The current exhibit explores the development of printmaking in the 17th century in the Low Countries and Rembrandt’s role in it. A selection of eighty prints from three private individuals including Lucas van Leyden, Jan Lievens and Hendrick Goltzius is on display.

One of Rembrandt’s most famous etchings, Self-portrait, wide eyed, 1630, from the Rijksmuseum, is available to view. Tiny and fascinating, often considered self-indulgent, this small etching and many like it, were practice for Rembrandt in capturing expressions for his larger paintings.

rembrandt kitchen

Slate floors and sink, tiled walls in kitchen photo: Rembrandthuis

As a kitchen designer, when visiting historic homes, I am fascinated with kitchens and how they were used. In Rembrandt’s home the kitchen was the most comfortable room in the house, even the maid’s bed was present.

My husband is in the midst of renovating our kitchen while I traipse through The Netherlands (yes, he is a keeper) and I am very aware of the details of the historic kitchens which I have visited. The simple beauty and functionality of natural materials; marble and slate floor tiles, sinks, and counters; ceramic tiled fireplaces, and cast iron cookstoves and cooking implements; meant to last (and lasting) for centuries. The patina on a marble counter means that it was cut upon, cooked on, cleaned on, every day to nourish and comfort a family. The kitchen is often the centre of a home and I am proud to be part of its design.

Gemeentemuseum – The Hague, NL

Francis Bacon

Creeped out in the Bacon room, with Man in Blue and Bruce Nauman’s Carousel.

One month housesit in The Netherlands. In The Hague, Gemeentemuseum houses the best collection of modern art, design and decorative arts.

In The Hague’s Statenkwartier near the Peace Palace, connected to the Fotomuseum Den Haag.

Designed by Dutch architect Hendrik Berlage in 1935, in a geometrical modular grid formation in multiples of 11 cm. The specially made 11 cm yellow bricks used to clad the structure were subsequently marketed as ‘Berlage bricks’.

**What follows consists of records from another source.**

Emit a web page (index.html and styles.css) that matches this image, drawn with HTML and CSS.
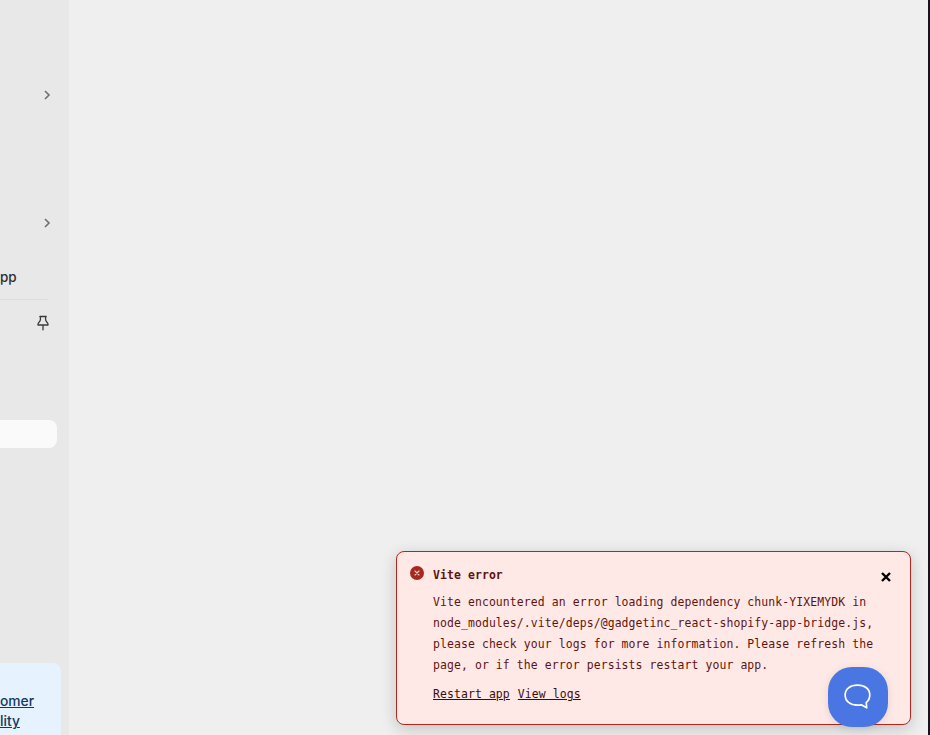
FILE: index.html
```html
<!DOCTYPE html>
<html lang="en">
<head>
<meta charset="utf-8">
<title>Vite error</title>
<link rel="stylesheet" href="styles.css">
</head>
<body>
<div class="app">
  <aside class="sidebar">
    <div class="chev-row first">
      <svg class="chev" viewBox="0 0 16 16" width="16" height="16"><path d="M6 4l4 4-4 4" fill="none" stroke="currentColor" stroke-width="1.6"/></svg>
    </div>
    <div class="chev-row second">
      <svg class="chev" viewBox="0 0 16 16" width="16" height="16"><path d="M6 4l4 4-4 4" fill="none" stroke="currentColor" stroke-width="1.6"/></svg>
    </div>
    <div class="app-label">pp</div>
    <div class="divider"></div>
    <div class="pin-row">
      <svg class="pin" viewBox="0 0 16 16" width="16" height="16"><path d="M4.800 1.500h6.400l-.6 1v2.200c0 1 .5 1.600 1.200 2.300.8.800 1.200 1.400 1.200 2.300v.7H3v-.7c0-.9.400-1.500 1.200-2.300.7-.7 1.200-1.300 1.200-2.300V2.500zM8 10v4.800" fill="none" stroke="currentColor" stroke-width="1.300" stroke-linecap="round" stroke-linejoin="round"/></svg>
    </div>
    <div class="search-box"></div>
    <div class="promo">
      <a class="promo-link" href="#">omer</a>
      <a class="promo-link" href="#">lity</a>
    </div>
  </aside>
  <main class="content"></main>
  <div class="edge"></div>
</div>

<section class="alert">
  <svg class="alert-icon" viewBox="0 0 14 14" width="14" height="14"><circle cx="7" cy="7" r="7" fill="#a8281f"/><path d="M5 5l4 4M9 5l-4 4" stroke="#f6cfc9" stroke-width="1.100" stroke-linecap="round"/></svg>
  <div class="alert-body">
    <h2 class="alert-title">Vite error</h2>
    <p class="alert-text">Vite encountered an error loading dependency chunk-YIXEMYDK in node_modules/.vite/deps/@gadgetinc_react-shopify-app-bridge.js, please check your logs for more information. Please refresh the page, or if the error persists restart your app.</p>
    <div class="alert-links"><a href="#">Restart app</a><a href="#">View logs</a></div>
  </div>
  <svg class="alert-close" viewBox="0 0 12 12" width="12" height="12"><path d="M2 2l8 8M10 2l-8 8" stroke="#000" stroke-width="2.400"/></svg>
</section>

<button class="chat" aria-label="Chat">
  <svg viewBox="0 0 28 26" width="30" height="28"><path d="M13.500 2c6.800 0 11.500 3.400 11.500 9 0 3.400-1.300 5.700-3.300 7.100l.4 5-5-2.800c-1.100.2-2.300.3-3.600.3C6.600 20.600 2 17 2 11.200 2 5.500 6.600 2 13.500 2z" fill="none" stroke="#fff" stroke-width="1.600" stroke-linejoin="round"/></svg>
</button>
</body>
</html>
```
FILE: styles.css
```css
* { box-sizing: border-box; }
html, body { margin: 0; height: 100%; overflow: hidden; }
body { font-family: Inter, "Liberation Sans", sans-serif; background: #efefef; }

.app { display: flex; width: 930px; height: 735px; }

.sidebar {
  width: 69px;
  flex: none;
  background: #e8e8e8;
  display: flex;
  flex-direction: column;
  overflow: hidden;
}
.chev-row { display: flex; justify-content: flex-end; padding-right: 14px; height: 16px; }
.chev-row.first { margin-top: 87px; }
.chev-row.second { margin-top: 112px; }
.chev { color: #707070; display: block; }

.app-label {
  margin-top: 36px;
  height: 20px;
  font-size: 13.500px;
  line-height: 20px;
  font-weight: 450;
  color: #303030;
}
.divider { margin-top: 12px; width: 48px; height: 1px; background: #dcdcdc; }
.pin-row { display: flex; justify-content: flex-end; padding-right: 18px; margin-top: 15px; height: 16px; }
.pin { color: #3a3a3a; display: block; }

.search-box {
  margin-top: 89px;
  width: 57px;
  height: 28px;
  background: #fafafa;
  border-radius: 0 8px 8px 0;
}

.promo {
  margin-top: 215px;
  width: 61px;
  flex: 1;
  background: #e7f2ff;
  border-radius: 0 8px 0 0;
  padding-top: 28px;
  display: flex;
  flex-direction: column;
  align-items: flex-start;
}
.promo-link {
  font-size: 13.800px;
  line-height: 20px;
  font-weight: 550;
  color: #103a5c;
  text-decoration: underline;
}

.content { flex: 1; background: #efefef; }
.edge { width: 2px; flex: none; background: #1a1024; }

.alert {
  position: absolute;
  left: 396px;
  top: 551px;
  width: 515px;
  height: 174px;
  background: #ffe9e6;
  border: 1px solid #b3261e;
  border-radius: 8px;
  box-shadow: 0 4px 16px rgba(0, 0, 0, 0.18);
  font-family: "DejaVu Sans Mono", "Liberation Mono", monospace;
  color: #5e1410;
  font-size: 11.450px;
  letter-spacing: 0.1px;
}
.alert-icon { position: absolute; left: 13px; top: 14px; }
.alert-body { padding: 14px 30px 0 36px; }
.alert-title { margin: 0; font-size: 11.450px; line-height: 18px; font-weight: 700; }
.alert-text { margin: 8px 0 0; line-height: 21px; }
.alert-links { margin-top: 9px; display: flex; gap: 8px; line-height: 18px; }
.alert-links a { color: #3d0d0a; text-decoration: underline; }
.alert-close { position: absolute; left: 483px; top: 19px; }

.chat {
  position: absolute;
  left: 828px;
  top: 667px;
  width: 60px;
  height: 60px;
  padding: 0;
  border: 0;
  border-radius: 24px;
  background: #4a76e3;
  box-shadow: 0 2px 8px rgba(0, 0, 0, 0.1);
  display: flex;
  align-items: center;
  justify-content: center;
}
.chat svg { display: block; }
```
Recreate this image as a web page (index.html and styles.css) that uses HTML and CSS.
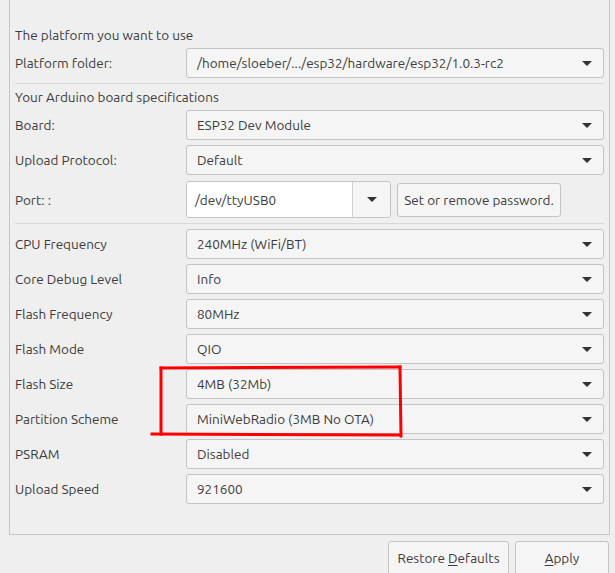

Renowned for the largest Piet Mondrian collection in the world, including his last work, Victory Boogie-Woogie and modern art including Picasso and Degas, as well as Dutch artist, Jan Toorop. The museum also houses a collection of fashion items shown at temporary exhibitions.

Purchase a Museumkaart and also visit Fotomuseum Den Haag (next door), Museum Mesdag and Mauritshuis for free.

The stunning, newly roofed-in Garden Gallery hosts the Grand Café which serves coffee, lunch and snacks. The Gispen Berlage chair by Richard Hutten, was designed for this space, the bandage dress in chair form!

The Art Deco style restaurant, Gember, has an open-air terrace and garden pavilion overlooking lily ponds.

Since my stay in The Netherlands, I am increasingly interested in the De Stijl movement and its founders. As a graphic and interior designer, the concept of artists and architects working together abstractly reducing to the essentials of form and colour is appealing. It makes sense that I have slowly been painting the interior of my home white!

The Mondrian collection depicts his evolution from landscape painter to abstraction, his inspiration and collaborations with other artists and his dedication to his politics through art. The simple energy of the unfinished (perhaps, intentionally), final work of Mondrian, Victory Boogie-Woogie, painted in anticipation of victory in World War II, seems to be the ultimate summary of his joy for life.


Victory Boogie-Woogie, Piet Mondrian, 1944.

Admittedly, I have very little interest in fashion and tend to be fairly utilitarian and conservative in my style choices, but I did find the latest exhibition on Dutch fashion designers interesting. Historically, the Dutch were heavily influenced by Parisian style with their own twists, such as a penchance for blue. But the recent rise of designers such as Viktor & Rolf and Iris van Herpen have given international recognition to the distinct Dutch style, lots of black and white, and emphasis on clean line and shape, origami anyone?

collignon dress

I’d wear that! Wool dress by Monique Collignon.



Target on her back. Dress and cape by Frans Molenaar.